Endgame Part 1

>> Monday, April 25, 2011

So you know what an ending is supposed to do, barest minimum: resolve things and bring the story arc to a close. But is that enough?

Not hardly. The ending, like the end game in chess, makes a hell of difference on the caliber of the game. Leaving the story arc unresolved may ruin the story, but making an ending that totally rocks can mean the difference between a "not-bad" book and "the best book ever!"

If it's the second kind you're shooting for, you'd best aim to do more than just resolve a few loose ends and write "THE END." Endings can have tremendous impact and power, can really reinforce the sense of the story, set a tone, add dessert to the meal of the book as it were and even set the stage for future work (or just a future for your characters). But that doesn't just happen. You have to make it happen. To do that, you have to know what you're trying to do with your ending.

For instance, in a high-tension thriller type novel, you might want to be keeping the reader guessing until the last minute taking the climax to the very end. Something like:

Mickey smirked as the last of his shots echoed and faded. Cautiously, he approached the figure sprawled face down in a muddy puddle rapidly turning red,. His smirk turned to a grin as he saw the gaping red holes in the black duster. The bastard was dead for sure.

Mickey kicked the corpse for good measure. "Prick," he said around his cigarette. "You should have killed me when you had the chance."

"True," he heard behind him. Mickey swung around in disbelief and hardly had time to register Lamont was alive behind him before the top of his head was blown away.

"Wrong prick," Lamont said, holstering his weapon. He walked away without a glance behind him for the dead.

This kind of ending is terrific for a short story, where you don't have much to clean up and the impact of the ending is enough to flavor the whole story. You can use it for a novel too as long as you've already resolved anything else that needs cleaning up. If not, don't use it. And, if you do use it, leave it as close to the climax as you can. Don't succumb to the temptation of going back and adding more. This kind of ending is most powerful if you end it like I did without extraneous winding down like describing him getting into this car and having some philosophical thoughts. You can end with philosophical thoughts, of course, but it's no longer a climax ending.

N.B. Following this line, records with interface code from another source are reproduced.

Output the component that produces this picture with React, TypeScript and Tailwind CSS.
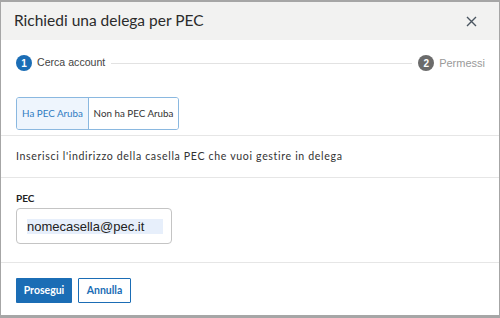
import React from "react";

export default function App() {
  return (
    <div className="w-[500px] h-[318px] overflow-hidden bg-[#a6a6a6] pt-[2px] px-[1px]" style={{ fontFamily: "Lato, 'Liberation Sans', sans-serif" }}>
      <div className="h-[313px] bg-white flex flex-col">
        <div className="h-[38px] shrink-0 bg-[#f2f2f1] flex items-center justify-between pl-[13px] pr-[22px]">
          <span className="text-[15.5px] text-[#2b2b2b] leading-none">Richiedi una delega per PEC</span>
          <svg width="11" height="11" viewBox="0 0 11 11" fill="none">
            <path d="M1 1L10 10M10 1L1 10" stroke="#4a5560" strokeWidth="1.4" />
          </svg>
        </div>
        <div className="flex items-center pl-[15px] pr-[14px] pt-[15px] h-[31px]">
          <span className="w-[16px] h-[16px] rounded-full bg-[#1b6db5] text-white text-[10px] font-bold flex items-center justify-center" style={{ fontFamily: "'Liberation Sans', sans-serif" }}>1</span>
          <span className="ml-[5px] text-[10.6px] text-[#444]" style={{ fontFamily: "'Liberation Sans', sans-serif" }}>Cerca account</span>
          <div className="flex-1 h-px bg-[#e2e2e2] mx-[6px]"></div>
          <span className="w-[16px] h-[16px] rounded-full bg-[#6b6b6b] text-white text-[10px] font-bold flex items-center justify-center" style={{ fontFamily: "'Liberation Sans', sans-serif" }}>2</span>
          <span className="ml-[5px] text-[11px] text-[#9a9a9a]" style={{ fontFamily: "'Liberation Sans', sans-serif" }}>Permessi</span>
        </div>
        <div className="pl-[15px] pt-[26px] pb-[5px] flex">
          <div className="flex h-[33px] border border-[#8ab8e0] rounded-[3px] overflow-hidden text-[9.8px]">
            <div className="w-[72px] bg-[#eef5fd] text-[#2f7cc2] flex items-center justify-center border-r border-[#8ab8e0]">Ha PEC Aruba</div>
            <div className="w-[89px] bg-white text-[#333] flex items-center justify-center">Non ha PEC Aruba</div>
          </div>
        </div>
        <div className="h-[43px] border-y border-[#e6e6e6] flex items-center pl-[15px] text-[10.6px] tracking-[0.65px] text-[#333]">
          Inserisci l'indirizzo della casella PEC che vuoi gestire in delega
        </div>
        <div className="pl-[15px] pt-[15px] pb-[18px] border-b border-[#e6e6e6]">
          <div className="text-[10px] font-bold text-[#222] leading-none">PEC</div>
          <div className="mt-[5px] w-[156px] h-[36px] border border-[#c4c4c4] rounded-[4px] flex items-center pl-[10px]">
            <span className="w-[136px] h-[15px] bg-[#e7effb] text-[13px] text-[#222] leading-[15px]" style={{ fontFamily: "'Liberation Sans', sans-serif" }}>nomecasella@pec.it</span>
          </div>
        </div>
        <div className="flex gap-[6px] pl-[15px] pt-[15px]">
          <div className="w-[56px] h-[25px] bg-[#1b6db5] text-white text-[10.5px] font-bold flex items-center justify-center rounded-[1px]">Prosegui</div>
          <div className="w-[53px] h-[25px] bg-white border border-[#1b6db5] text-[#1b6db5] text-[10.5px] font-bold flex items-center justify-center rounded-[1px]">Annulla</div>
        </div>
      </div>
    </div>
  );
}
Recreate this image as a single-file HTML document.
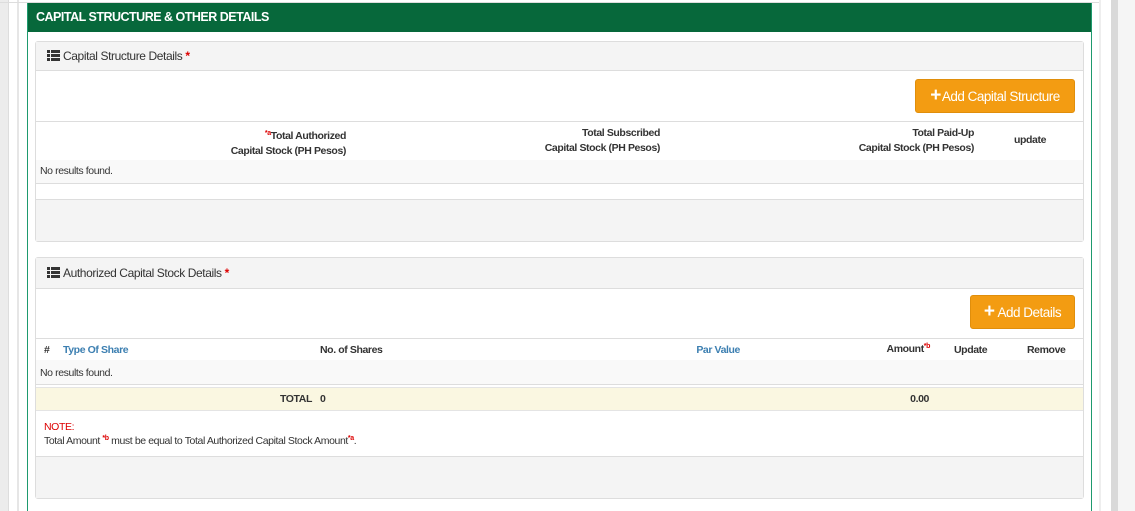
<!DOCTYPE html>
<html><head><meta charset="utf-8"><style>
*{box-sizing:border-box;margin:0;padding:0}
html,body{width:1135px;height:511px;overflow:hidden}
body{background:#fff;position:relative;font-family:"Liberation Sans",sans-serif;color:#333;font-size:10.5px;letter-spacing:-0.4px}
.a{position:absolute}
.b{font-weight:bold}
.r{text-align:right}
.red{color:#d00}
.blue{color:#3c7fb1}
sup{font-size:7px;color:#d00;vertical-align:4px;font-weight:bold}
.btn{position:absolute;background:#f39c12;border:1px solid #e08e0b;border-radius:3px;color:#fff;font-size:13.5px;display:flex;align-items:center;justify-content:center;letter-spacing:-0.5px}
.ico{display:inline-block;width:13px;height:11px;vertical-align:-1px;margin-right:3px}
</style></head><body>
<div class="a" style="left:0;top:0;width:8px;height:511px;background:#ececec"></div>
<div class="a" style="left:8px;top:0;width:1px;height:511px;background:#ddd"></div>
<div class="a" style="left:17px;top:0;width:2px;height:511px;background:#e6e6e6"></div>
<div class="a" style="left:0;top:2px;width:1100px;height:1px;background:#ddd"></div>
<div class="a" style="left:1099px;top:0;width:2px;height:511px;background:#eee"></div>
<div class="a" style="left:1111px;top:0;width:7px;height:511px;background:#d9d9d9"></div>
<div class="a" style="left:1118px;top:0;width:17px;height:511px;background:#f5f5f5"></div>

<div class="a" style="left:27px;top:3px;width:1065px;height:508px;border-left:1px solid #1e9a6e;border-right:1px solid #1e9a6e"></div>
<div class="a b" style="left:28px;top:3px;width:1063px;height:29px;background:#07683b;color:#fff;font-size:12.5px;padding:7px 0 0 8px;letter-spacing:-0.5px">CAPITAL STRUCTURE &amp; OTHER DETAILS</div>

<!-- Panel 1 -->
<div class="a" style="left:35px;top:41px;width:1049px;height:201px;border:1px solid #ddd;border-radius:3px;background:#fff"></div>
<div class="a" style="left:36px;top:42px;width:1047px;height:29px;background:#f4f4f4;border-bottom:1px solid #ddd"></div>
<div class="a" style="left:47px;top:49px;font-size:12px;color:#333"><svg class="ico" viewBox="0 0 13 11"><rect x="0" y="0" width="3" height="3" fill="#333"/><rect x="4" y="0" width="9" height="3" fill="#333"/><rect x="0" y="4" width="3" height="3" fill="#333"/><rect x="4" y="4" width="9" height="3" fill="#333"/><rect x="0" y="8" width="3" height="3" fill="#333"/><rect x="4" y="8" width="9" height="3" fill="#333"/></svg>Capital Structure Details <span class="red b">*</span></div>
<div class="btn" style="left:915px;top:79px;width:160px;height:34px"><b style="font-size:19px;margin-right:1px">+</b>Add Capital Structure</div>
<div class="a" style="left:36px;top:121px;width:1047px;height:1px;background:#ddd"></div>
<div class="a b r" style="left:100px;top:126px;width:246px;line-height:15px"><sup>*a</sup>Total Authorized<br>Capital Stock (PH Pesos)</div>
<div class="a b r" style="left:400px;top:126px;width:260px;line-height:15px">Total Subscribed<br>Capital Stock (PH Pesos)</div>
<div class="a b r" style="left:700px;top:126px;width:274px;line-height:15px">Total Paid-Up<br>Capital Stock (PH Pesos)</div>
<div class="a b" style="left:1014px;top:134px">update</div>
<div class="a" style="left:36px;top:160px;width:1047px;height:24px;background:#f9f9f9;border-bottom:1px solid #ddd;padding:5px 0 0 4px">No results found.</div>
<div class="a" style="left:36px;top:199px;width:1047px;height:42px;background:#f4f4f4;border-top:1px solid #ddd"></div>

<!-- Panel 2 -->
<div class="a" style="left:35px;top:257px;width:1049px;height:242px;border:1px solid #ddd;border-radius:3px;background:#fff"></div>
<div class="a" style="left:36px;top:258px;width:1047px;height:31px;background:#f4f4f4;border-bottom:1px solid #ddd"></div>
<div class="a" style="left:47px;top:266px;font-size:12px"><svg class="ico" viewBox="0 0 13 11"><rect x="0" y="0" width="3" height="3" fill="#333"/><rect x="4" y="0" width="9" height="3" fill="#333"/><rect x="0" y="4" width="3" height="3" fill="#333"/><rect x="4" y="4" width="9" height="3" fill="#333"/><rect x="0" y="8" width="3" height="3" fill="#333"/><rect x="4" y="8" width="9" height="3" fill="#333"/></svg>Authorized Capital Stock Details <span class="red b">*</span></div>
<div class="btn" style="left:970px;top:295px;width:105px;height:34px"><b style="font-size:19px;margin-right:3px">+</b>Add Details</div>
<div class="a" style="left:36px;top:338px;width:1047px;height:1px;background:#ddd"></div>
<div class="a b" style="left:44px;top:344px">#</div>
<div class="a b blue" style="left:63px;top:344px">Type Of Share</div>
<div class="a b" style="left:320px;top:344px">No. of Shares</div>
<div class="a b blue r" style="left:600px;top:344px;width:140px">Par Value</div>
<div class="a b r" style="left:800px;top:343px;width:130px">Amount<sup>*b</sup></div>
<div class="a b" style="left:954px;top:344px">Update</div>
<div class="a b" style="left:1027px;top:344px">Remove</div>
<div class="a" style="left:36px;top:360px;width:1047px;height:25px;background:#f9f9f9;border-bottom:1px solid #ddd;padding:7px 0 0 4px">No results found.</div>
<div class="a" style="left:36px;top:387px;width:1047px;height:24px;background:#faf7e1;border-top:1px solid #e4e4e4;border-bottom:1px solid #e4e4e4"></div>
<div class="a b r" style="left:200px;top:393px;width:112px">TOTAL</div>
<div class="a b" style="left:320px;top:393px">0</div>
<div class="a b r" style="left:800px;top:393px;width:129px">0.00</div>
<div class="a red" style="left:44px;top:421px">NOTE:</div>
<div class="a" style="left:44px;top:435px">Total Amount <sup>*b</sup> must be equal to Total Authorized Capital Stock Amount<sup>*a</sup>.</div>
<div class="a" style="left:36px;top:456px;width:1047px;height:42px;background:#f4f4f4;border-top:1px solid #ddd"></div>
</body></html>
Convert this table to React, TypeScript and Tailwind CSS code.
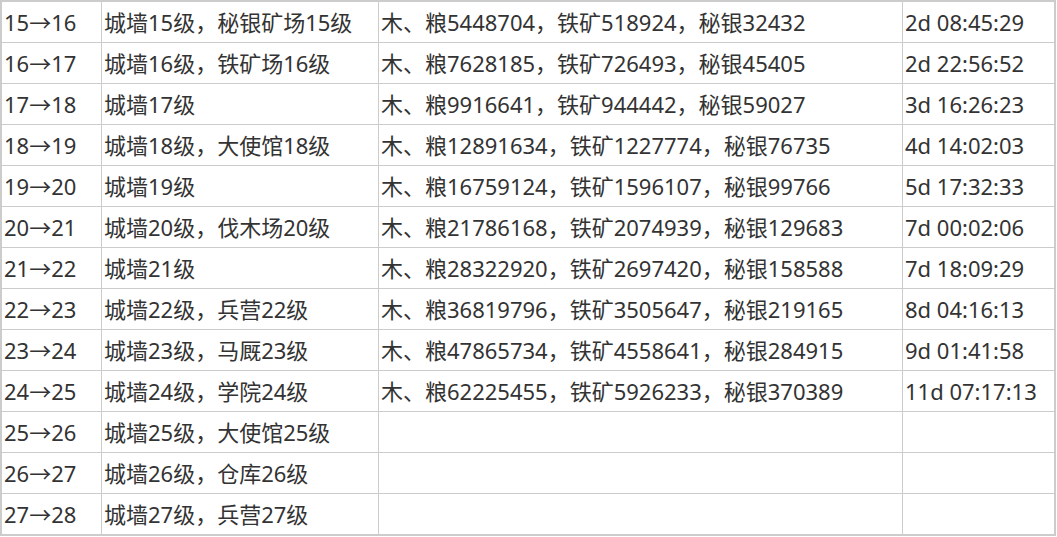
import React from 'react';

type Row = [string, string, string, string];

const rows: Row[] = [
  ['15→16', '城墙15级，秘银矿场15级', '木、粮5448704，铁矿518924，秘银32432', '2d 08:45:29'],
  ['16→17', '城墙16级，铁矿场16级', '木、粮7628185，铁矿726493，秘银45405', '2d 22:56:52'],
  ['17→18', '城墙17级', '木、粮9916641，铁矿944442，秘银59027', '3d 16:26:23'],
  ['18→19', '城墙18级，大使馆18级', '木、粮12891634，铁矿1227774，秘银76735', '4d 14:02:03'],
  ['19→20', '城墙19级', '木、粮16759124，铁矿1596107，秘银99766', '5d 17:32:33'],
  ['20→21', '城墙20级，伐木场20级', '木、粮21786168，铁矿2074939，秘银129683', '7d 00:02:06'],
  ['21→22', '城墙21级', '木、粮28322920，铁矿2697420，秘银158588', '7d 18:09:29'],
  ['22→23', '城墙22级，兵营22级', '木、粮36819796，铁矿3505647，秘银219165', '8d 04:16:13'],
  ['23→24', '城墙23级，马厩23级', '木、粮47865734，铁矿4558641，秘银284915', '9d 01:41:58'],
  ['24→25', '城墙24级，学院24级', '木、粮62225455，铁矿5926233，秘银370389', '11d 07:17:13'],
  ['25→26', '城墙25级，大使馆25级', '', ''],
  ['26→27', '城墙26级，仓库26级', '', ''],
  ['27→28', '城墙27级，兵营27级', '', ''],
];

// widths include the 1px right border
const widths = ['w-[100px]', 'w-[277px]', 'w-[524px]', 'w-[151px]'];

const App: React.FC = () => {
  return (
    <div className="bg-white w-[1057px] h-[537px] text-[22px] text-[#333333] font-['Noto_Sans','Noto_Sans_CJK_SC',sans-serif]">
      <div className="w-[1056px] border-2 border-[#cccccc] flex flex-col">
        {rows.map((row, i) => (
          <div
            key={i}
            className={`flex ${i < rows.length - 1 ? 'h-[41px] border-b border-[#cccccc]' : 'h-[40px]'}`}
          >
            {row.map((cell, j) => (
              <div
                key={j}
                className={`${widths[j]} shrink-0 flex items-center pl-[2px] whitespace-nowrap overflow-hidden ${j < 3 ? 'border-r border-[#cccccc]' : ''}`}
              >
                {cell}
              </div>
            ))}
          </div>
        ))}
      </div>
    </div>
  );
};

export default App;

If you need a minimum of clean-up to your climax ending you can do the mystery staple, a denouement ending wherein the climax comes only a handful of pages from the end but is still centered on shock and awe, before explaining why it ended the way it did:

"In the end, the real murderer was his apparently innocent teenage daughter, frustrated beyond belief at the limited number of text message she was allowed on her cell phone. Driven to madness by being able to text only once every other minute, she killed her father by sliding her nail file into his ear so that the wound was hardly noticeable, especially after the car accident."

[Then explain, explain, explain, perhaps some tearful remorse by our teenager, now faced with the prospect of jail where she'll be stuck with a corded phone shared with twelve other inmates. Maybe our detective with smoke a well-earned pipe.]
The tighter and shorter you make the after explanations/winding down, the more impact it tends to have, so open questions and resolutions are often crammed in there willy nilly. Mysteries tend toward this model because you don't have to tie up loose ends as you go, it keeps tension up until nearly the very end and, well, it's easy. Let's face it, it's a formula that's been played until cliché. You can use it for non-mysteries, of course, but you need to be careful. Cleaning lots of stuff up neatly in a couple of pages often feels contrived and bewildering. It can be done, cleverly and so tidily that you impress the reader instead of bore them, but it takes a crisp conclusion that tidies itself to really make it shine. Otherwise, it tends to sound slipshod and clumsy.

More to come.

[Wow, a whole blog post without mentioning manga!]

4 comments:

  • Jeff King
     

    Great points... I need to rethink my ending. This will help me see how to end it with an impact. And that’s what I’m (and every writer) is looking for.

    I’ll be waiting for the next installment.

  • Project Savior
     

    The easiest way to tie up all the loose ends briefly is to ramp up the scale of the conflict. If your character lives to save the Earth from the evilest man that ever existed, pretty much all other loose ends, like if he can get the homework assignment he missed while saving the Earth, fall to the way side.

  • Stephanie Barr
     

    Jeff, these aren't the only endings out there by a long shot, but they are among the most dramatic.

    Project Savior, yes and no. Even though I have fairly straight line books myself, I rarely have a single story or issue going on at a time. Admittedly, little stuff can fall by the wayside, but it's nice if some of the side threads can be tidied along the way as well.